Changing Institutions in the European Union
A Public Choice Perspective
This book makes a valuable, analytical contribution to recent debates on the ongoing institutional changes occurring within the European Union. It provides a comprehensive and diverse insight into a variety of areas, including in-depth studies of fiscal, monetary and voting issues, to help elucidate the current period of transitional change. The authors argue that a fiscal constitution is essential to help solve the deficits and debts that member countries face due to welfare state financing. Moreover, they believe that the successful implementation of a fiscal constitution is the key to a more coherent institutional setting for Europe as a whole.
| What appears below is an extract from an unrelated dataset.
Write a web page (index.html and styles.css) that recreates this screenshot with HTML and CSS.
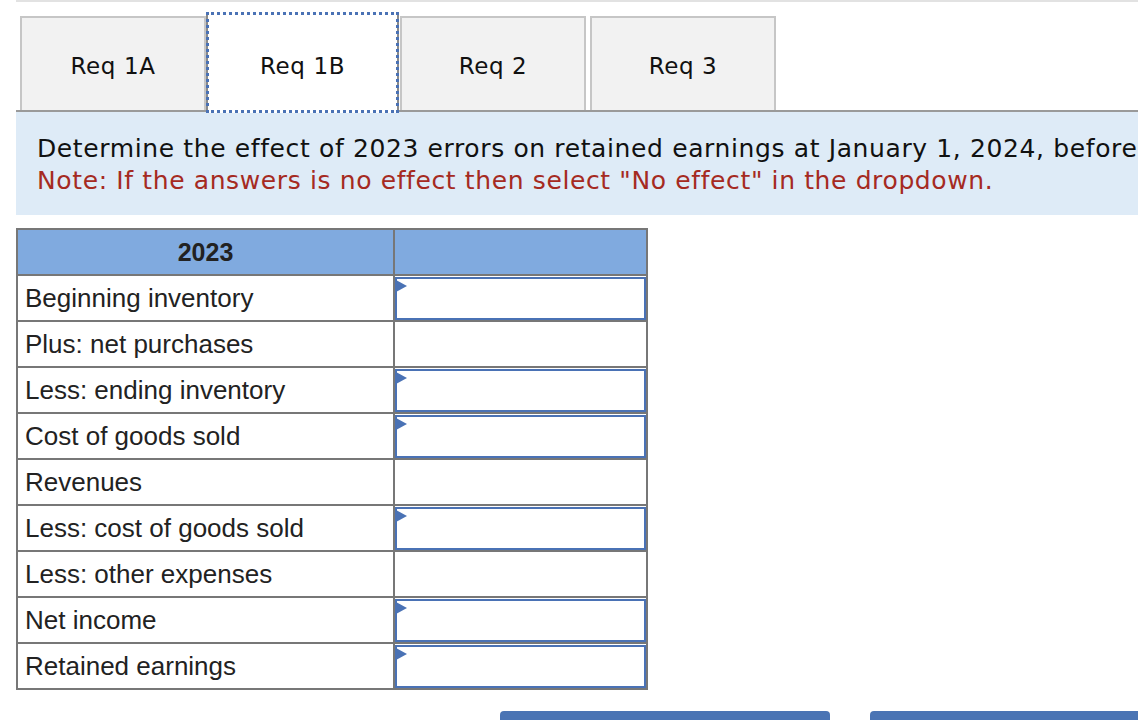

Although monetary institutions within the EU have already secured a degree of constitutional solution in the form of the euro, they warn that its stabilising power should not be overestimated: the European Central Bank has yet to experience financial crises like those faced by the Federal Reserve Bank. The authors move on to propose a new parliamentary design for Europe and assess the advantages for the elite of a small country to join the EU, compared to the population at large. This volume comprehensively explores the rapidly changing institutional configuration of the EU, employing both qualitative and quantitative approaches. It will be required reading for scholars of public choice, and those with an interest in political economy and EU integration. It is also an excellent sourcebook on European institutions and would provide useful complementary reading in a variety of undergraduate and postgraduate courses.